Cuscal Limited
- Type: Public
- Traded as: ASX: CCL;
- Industry: Payments Provider, Financial services
- Founded: Founded in 1966 (origins)
- Headquarters: Sydney, Australia
- Area served: Australia
- Products: Payments provider and data provider
- Number of employees: 591 (2023)
- Website: www.cuscal.com

= Cuscal =

Australian financial services company

Cuscal Limited is an Australian company that provides payments and data to Australian Banks, credit unions, mutual savings banks, corporates and Fintechs.

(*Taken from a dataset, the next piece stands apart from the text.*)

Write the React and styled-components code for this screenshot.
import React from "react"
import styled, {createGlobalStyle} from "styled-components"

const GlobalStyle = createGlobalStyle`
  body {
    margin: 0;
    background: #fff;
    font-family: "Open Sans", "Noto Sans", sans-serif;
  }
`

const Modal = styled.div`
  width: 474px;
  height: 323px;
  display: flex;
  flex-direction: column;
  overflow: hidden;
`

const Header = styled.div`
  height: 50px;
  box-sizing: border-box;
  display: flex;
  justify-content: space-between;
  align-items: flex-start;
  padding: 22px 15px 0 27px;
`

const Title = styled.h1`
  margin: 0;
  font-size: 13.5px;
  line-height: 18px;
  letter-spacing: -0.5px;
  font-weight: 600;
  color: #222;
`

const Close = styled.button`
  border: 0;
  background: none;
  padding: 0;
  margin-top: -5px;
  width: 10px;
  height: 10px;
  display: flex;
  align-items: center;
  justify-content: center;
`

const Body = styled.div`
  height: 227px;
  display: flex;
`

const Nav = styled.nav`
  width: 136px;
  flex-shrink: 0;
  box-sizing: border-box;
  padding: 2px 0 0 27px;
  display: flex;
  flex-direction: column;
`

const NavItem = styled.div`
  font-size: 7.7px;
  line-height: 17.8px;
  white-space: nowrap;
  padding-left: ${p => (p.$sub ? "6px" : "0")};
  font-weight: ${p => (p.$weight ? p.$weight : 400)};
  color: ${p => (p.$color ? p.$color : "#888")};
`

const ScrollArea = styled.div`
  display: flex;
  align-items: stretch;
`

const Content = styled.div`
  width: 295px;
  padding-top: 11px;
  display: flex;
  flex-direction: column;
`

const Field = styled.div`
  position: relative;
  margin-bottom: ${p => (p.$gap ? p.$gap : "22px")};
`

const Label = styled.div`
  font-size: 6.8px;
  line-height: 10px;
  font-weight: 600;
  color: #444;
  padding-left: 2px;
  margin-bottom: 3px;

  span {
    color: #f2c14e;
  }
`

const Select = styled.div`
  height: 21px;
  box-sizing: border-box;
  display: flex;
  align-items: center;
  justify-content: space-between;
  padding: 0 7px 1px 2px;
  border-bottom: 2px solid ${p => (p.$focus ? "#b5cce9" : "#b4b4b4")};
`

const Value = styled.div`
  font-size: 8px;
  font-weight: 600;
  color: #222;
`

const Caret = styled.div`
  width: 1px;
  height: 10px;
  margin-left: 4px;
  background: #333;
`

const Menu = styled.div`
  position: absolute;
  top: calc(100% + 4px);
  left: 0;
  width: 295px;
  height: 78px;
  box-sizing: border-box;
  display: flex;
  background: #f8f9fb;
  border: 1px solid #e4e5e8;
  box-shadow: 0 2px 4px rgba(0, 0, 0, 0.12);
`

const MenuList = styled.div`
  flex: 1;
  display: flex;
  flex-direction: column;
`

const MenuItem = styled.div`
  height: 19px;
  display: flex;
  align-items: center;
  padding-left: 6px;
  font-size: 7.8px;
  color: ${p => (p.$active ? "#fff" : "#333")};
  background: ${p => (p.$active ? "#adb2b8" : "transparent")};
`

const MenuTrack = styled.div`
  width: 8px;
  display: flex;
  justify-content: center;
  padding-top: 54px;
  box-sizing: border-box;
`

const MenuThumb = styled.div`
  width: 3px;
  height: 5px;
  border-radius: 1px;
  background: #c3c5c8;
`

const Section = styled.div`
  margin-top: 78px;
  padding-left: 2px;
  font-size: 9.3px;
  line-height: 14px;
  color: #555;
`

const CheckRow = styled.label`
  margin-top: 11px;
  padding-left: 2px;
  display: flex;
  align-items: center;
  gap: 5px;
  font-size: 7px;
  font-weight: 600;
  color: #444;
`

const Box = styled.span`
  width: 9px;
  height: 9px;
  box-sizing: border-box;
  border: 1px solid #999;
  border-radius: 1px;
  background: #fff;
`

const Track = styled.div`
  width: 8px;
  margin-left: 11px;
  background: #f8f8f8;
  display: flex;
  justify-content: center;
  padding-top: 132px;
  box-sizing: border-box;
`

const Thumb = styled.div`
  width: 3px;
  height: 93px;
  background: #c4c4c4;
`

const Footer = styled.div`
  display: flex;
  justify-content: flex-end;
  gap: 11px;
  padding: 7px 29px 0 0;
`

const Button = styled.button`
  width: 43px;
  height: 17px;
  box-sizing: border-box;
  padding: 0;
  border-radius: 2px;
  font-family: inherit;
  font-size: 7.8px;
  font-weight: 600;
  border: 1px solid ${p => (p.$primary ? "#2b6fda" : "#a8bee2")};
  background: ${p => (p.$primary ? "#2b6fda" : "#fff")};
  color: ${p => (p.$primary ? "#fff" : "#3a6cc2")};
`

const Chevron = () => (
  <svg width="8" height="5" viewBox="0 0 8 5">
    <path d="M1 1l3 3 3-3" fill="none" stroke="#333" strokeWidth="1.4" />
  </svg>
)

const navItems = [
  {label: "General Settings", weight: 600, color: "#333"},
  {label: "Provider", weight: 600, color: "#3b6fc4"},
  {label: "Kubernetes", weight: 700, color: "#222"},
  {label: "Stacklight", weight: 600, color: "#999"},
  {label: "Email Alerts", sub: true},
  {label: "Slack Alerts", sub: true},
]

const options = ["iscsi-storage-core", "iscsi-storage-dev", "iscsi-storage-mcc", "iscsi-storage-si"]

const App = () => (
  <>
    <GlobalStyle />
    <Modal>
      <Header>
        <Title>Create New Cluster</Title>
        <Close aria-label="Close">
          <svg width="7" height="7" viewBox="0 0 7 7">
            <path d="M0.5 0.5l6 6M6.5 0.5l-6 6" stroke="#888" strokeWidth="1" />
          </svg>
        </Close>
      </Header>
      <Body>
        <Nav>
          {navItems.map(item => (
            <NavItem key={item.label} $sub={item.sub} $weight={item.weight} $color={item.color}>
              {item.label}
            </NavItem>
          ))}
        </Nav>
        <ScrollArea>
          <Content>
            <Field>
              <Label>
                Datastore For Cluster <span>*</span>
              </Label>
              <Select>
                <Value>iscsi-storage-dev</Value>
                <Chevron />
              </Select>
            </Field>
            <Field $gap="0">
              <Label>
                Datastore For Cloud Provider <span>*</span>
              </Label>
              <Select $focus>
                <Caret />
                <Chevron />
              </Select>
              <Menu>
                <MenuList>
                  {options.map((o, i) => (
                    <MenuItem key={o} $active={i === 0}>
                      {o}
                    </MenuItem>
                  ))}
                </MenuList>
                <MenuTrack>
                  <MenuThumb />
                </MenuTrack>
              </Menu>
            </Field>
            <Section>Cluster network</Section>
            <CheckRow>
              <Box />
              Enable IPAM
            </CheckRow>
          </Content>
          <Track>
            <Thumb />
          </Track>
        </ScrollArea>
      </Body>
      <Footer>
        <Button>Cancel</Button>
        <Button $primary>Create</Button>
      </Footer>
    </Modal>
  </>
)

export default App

Cuscal is regulated by the Australian Prudential Regulation Authority (APRA) as an Australian authorised deposit-taking institution (ADI), and by the Australian Securities & Investments Commission (ASIC). It is a member of EFTPOS Payments Australia and the Australian Payments Clearing Association.

==History==
Cuscal was established in 1992 as the Credit Union Services Corporation Limited and became Credit Union Services Corporation (Australia) Limited before changing its name to Cuscal Limited in December 2005. Cuscal replaced the state based credit union bodies, which had been in operation since 1956. Cuscal was incorporated as a Special Service Provider (SSP) under the financial institutions scheme.

In 1994, Cuscal released the Credit Union Code of Practice. Until the Credit Union Industry Association (CUIA) and the Australia Association of Permanent Building Societies (AAPBS) merged to form a new joint industry association in 2006, the Association of Building Societies and Credit Unions (Abacus – Australian Mutuals) now the Customer Owned Banking Association (COBA), Cuscal also assumed the role of a trade association for Australian credit unions and co-operatives.

In 2014, Cuscal acquired Strategic Payments Services.

In 2023, Cuscal cut services to Binance.